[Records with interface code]

━━━━━━━━━━━━━━━━

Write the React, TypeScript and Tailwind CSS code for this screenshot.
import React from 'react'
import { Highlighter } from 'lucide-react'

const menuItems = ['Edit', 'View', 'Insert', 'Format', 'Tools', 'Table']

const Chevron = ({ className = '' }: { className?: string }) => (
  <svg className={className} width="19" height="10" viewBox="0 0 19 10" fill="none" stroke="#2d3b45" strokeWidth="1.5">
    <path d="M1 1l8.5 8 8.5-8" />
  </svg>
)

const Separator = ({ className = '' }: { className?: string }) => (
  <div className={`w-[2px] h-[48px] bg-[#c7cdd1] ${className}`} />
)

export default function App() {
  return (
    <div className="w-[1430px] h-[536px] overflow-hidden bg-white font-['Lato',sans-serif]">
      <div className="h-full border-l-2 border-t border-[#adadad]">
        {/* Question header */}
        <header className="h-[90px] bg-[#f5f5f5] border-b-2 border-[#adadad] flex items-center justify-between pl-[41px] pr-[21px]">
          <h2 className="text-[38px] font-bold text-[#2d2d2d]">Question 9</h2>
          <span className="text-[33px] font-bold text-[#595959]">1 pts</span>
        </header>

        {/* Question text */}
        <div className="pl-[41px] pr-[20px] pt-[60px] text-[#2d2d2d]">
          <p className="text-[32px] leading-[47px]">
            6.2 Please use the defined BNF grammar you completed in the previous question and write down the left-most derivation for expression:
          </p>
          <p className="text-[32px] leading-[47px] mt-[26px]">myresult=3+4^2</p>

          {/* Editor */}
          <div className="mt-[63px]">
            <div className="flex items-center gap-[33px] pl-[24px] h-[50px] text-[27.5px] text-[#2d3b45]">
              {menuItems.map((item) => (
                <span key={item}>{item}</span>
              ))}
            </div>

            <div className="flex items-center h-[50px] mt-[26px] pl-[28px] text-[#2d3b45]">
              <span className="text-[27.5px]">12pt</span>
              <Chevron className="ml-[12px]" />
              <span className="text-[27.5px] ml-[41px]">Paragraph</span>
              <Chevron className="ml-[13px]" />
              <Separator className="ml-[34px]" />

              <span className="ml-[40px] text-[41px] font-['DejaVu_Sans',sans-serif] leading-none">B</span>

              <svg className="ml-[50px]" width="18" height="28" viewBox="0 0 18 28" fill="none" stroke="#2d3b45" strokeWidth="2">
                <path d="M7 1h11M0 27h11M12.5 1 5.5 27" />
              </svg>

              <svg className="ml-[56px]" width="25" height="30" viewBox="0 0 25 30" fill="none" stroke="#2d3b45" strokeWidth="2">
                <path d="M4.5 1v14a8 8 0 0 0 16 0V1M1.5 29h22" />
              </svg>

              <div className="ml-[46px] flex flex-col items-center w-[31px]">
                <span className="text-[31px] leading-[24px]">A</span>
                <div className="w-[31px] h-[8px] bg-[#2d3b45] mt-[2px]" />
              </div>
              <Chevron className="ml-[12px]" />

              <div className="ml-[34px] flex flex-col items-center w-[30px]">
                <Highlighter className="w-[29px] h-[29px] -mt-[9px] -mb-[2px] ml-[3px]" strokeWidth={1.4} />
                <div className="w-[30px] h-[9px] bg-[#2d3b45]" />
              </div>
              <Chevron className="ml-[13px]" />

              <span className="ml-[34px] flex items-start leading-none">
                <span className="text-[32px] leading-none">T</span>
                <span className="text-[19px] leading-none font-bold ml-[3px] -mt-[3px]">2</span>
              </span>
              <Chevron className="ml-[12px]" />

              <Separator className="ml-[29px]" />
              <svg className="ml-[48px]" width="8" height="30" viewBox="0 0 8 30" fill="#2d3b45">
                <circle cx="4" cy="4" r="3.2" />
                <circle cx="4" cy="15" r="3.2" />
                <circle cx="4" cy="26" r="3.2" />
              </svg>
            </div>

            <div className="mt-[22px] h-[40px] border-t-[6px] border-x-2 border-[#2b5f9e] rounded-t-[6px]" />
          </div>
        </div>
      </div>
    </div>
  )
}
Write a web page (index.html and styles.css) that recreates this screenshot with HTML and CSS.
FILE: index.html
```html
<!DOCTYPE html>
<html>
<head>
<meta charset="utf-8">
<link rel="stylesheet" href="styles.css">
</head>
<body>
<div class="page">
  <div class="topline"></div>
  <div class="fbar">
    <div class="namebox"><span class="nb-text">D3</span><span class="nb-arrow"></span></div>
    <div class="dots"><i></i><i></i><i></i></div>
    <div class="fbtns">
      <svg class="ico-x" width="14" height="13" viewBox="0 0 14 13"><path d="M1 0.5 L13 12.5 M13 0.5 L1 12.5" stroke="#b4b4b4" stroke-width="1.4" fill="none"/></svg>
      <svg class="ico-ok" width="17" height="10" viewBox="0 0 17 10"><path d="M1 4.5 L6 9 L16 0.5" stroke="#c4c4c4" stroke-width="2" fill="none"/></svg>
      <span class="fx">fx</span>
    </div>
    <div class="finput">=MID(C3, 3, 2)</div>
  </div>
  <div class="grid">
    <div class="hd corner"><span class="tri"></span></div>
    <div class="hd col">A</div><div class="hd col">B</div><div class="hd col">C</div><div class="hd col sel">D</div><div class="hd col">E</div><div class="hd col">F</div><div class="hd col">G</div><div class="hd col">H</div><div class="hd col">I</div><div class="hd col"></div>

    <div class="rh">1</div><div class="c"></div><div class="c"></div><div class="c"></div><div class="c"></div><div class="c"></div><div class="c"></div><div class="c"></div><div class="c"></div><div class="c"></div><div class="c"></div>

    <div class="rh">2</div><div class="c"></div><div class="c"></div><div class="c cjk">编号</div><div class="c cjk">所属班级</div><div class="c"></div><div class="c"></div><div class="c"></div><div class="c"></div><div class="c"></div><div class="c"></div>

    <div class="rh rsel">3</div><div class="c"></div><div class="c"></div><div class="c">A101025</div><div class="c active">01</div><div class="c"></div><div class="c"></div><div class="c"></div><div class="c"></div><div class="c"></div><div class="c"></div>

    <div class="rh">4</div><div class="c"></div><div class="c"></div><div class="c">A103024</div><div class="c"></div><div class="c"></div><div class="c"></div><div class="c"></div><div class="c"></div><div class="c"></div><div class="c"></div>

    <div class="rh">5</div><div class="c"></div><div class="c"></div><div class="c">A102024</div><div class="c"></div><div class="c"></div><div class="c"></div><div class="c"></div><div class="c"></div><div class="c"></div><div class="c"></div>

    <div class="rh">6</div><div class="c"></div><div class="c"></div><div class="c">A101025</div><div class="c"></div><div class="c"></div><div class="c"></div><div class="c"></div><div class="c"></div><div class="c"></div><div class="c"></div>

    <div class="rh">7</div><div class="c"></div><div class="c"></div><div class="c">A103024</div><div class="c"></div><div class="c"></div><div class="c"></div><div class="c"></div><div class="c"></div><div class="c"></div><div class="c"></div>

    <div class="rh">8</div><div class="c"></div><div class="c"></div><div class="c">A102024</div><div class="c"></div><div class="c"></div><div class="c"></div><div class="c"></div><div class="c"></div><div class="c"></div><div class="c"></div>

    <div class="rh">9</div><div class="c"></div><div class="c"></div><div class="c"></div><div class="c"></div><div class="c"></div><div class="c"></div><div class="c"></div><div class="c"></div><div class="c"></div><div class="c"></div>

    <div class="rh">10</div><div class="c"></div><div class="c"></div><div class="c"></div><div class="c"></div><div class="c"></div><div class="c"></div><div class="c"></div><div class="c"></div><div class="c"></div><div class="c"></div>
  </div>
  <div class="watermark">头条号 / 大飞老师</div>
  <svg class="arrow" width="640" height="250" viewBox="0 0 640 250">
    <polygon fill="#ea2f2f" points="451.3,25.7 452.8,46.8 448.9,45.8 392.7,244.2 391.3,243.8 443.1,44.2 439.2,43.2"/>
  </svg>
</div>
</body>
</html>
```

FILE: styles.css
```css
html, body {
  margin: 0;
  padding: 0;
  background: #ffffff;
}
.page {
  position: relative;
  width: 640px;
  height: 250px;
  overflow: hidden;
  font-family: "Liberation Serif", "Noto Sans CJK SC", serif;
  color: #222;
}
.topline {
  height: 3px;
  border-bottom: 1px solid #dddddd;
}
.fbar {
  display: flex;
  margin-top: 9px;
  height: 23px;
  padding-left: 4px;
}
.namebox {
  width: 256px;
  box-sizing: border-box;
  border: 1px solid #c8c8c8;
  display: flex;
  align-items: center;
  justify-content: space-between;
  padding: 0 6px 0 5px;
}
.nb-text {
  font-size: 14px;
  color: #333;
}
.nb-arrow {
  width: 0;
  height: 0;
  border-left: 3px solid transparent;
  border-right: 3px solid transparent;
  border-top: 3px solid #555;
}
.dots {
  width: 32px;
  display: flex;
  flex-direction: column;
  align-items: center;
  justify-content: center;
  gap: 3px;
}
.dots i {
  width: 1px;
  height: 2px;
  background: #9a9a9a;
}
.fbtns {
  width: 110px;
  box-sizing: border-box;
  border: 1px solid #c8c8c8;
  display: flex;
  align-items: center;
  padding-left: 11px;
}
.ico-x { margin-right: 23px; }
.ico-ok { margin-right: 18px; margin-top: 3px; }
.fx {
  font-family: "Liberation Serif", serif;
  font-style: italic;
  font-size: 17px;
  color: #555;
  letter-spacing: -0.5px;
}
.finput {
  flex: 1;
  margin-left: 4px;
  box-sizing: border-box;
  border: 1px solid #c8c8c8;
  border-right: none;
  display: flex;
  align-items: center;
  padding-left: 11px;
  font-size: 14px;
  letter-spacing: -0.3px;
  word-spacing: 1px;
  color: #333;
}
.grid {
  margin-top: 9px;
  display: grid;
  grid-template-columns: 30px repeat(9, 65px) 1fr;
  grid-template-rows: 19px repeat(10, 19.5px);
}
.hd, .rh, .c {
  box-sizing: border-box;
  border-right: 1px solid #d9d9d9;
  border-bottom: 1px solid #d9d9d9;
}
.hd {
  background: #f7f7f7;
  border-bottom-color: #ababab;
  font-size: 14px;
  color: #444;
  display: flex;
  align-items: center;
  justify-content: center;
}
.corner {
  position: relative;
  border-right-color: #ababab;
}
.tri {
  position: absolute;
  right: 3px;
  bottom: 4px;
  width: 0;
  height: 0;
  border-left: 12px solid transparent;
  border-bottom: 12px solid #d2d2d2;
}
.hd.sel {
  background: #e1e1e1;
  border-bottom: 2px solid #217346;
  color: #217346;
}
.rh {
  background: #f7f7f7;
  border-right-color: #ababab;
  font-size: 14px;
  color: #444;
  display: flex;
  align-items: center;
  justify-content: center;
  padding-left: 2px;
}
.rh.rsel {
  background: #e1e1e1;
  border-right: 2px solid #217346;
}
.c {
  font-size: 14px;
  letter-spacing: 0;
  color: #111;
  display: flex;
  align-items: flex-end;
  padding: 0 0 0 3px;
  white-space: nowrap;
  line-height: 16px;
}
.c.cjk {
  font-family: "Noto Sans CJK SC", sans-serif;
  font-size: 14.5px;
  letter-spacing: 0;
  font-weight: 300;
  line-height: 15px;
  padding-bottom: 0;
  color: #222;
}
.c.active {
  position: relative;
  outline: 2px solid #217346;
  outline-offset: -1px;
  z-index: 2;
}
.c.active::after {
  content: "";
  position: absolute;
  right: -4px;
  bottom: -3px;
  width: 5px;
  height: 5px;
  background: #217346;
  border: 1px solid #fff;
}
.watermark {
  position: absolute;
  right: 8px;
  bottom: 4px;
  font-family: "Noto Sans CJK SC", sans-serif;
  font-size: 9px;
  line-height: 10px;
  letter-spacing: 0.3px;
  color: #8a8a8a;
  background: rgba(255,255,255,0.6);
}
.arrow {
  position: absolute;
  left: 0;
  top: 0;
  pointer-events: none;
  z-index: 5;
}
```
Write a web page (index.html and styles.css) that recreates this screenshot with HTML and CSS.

━━━━━━━━━━━━━━━━

### What you have to do
In the listing above, reproduce the first line and each one after it through the line that contains "['Edit', 'View', 'Insert', 'Format', 'Tools', 'Table']".

### Response to this task
Write the React, TypeScript and Tailwind CSS code for this screenshot.
import React from 'react'
import { Highlighter } from 'lucide-react'

const menuItems = ['Edit', 'View', 'Insert', 'Format', 'Tools', 'Table']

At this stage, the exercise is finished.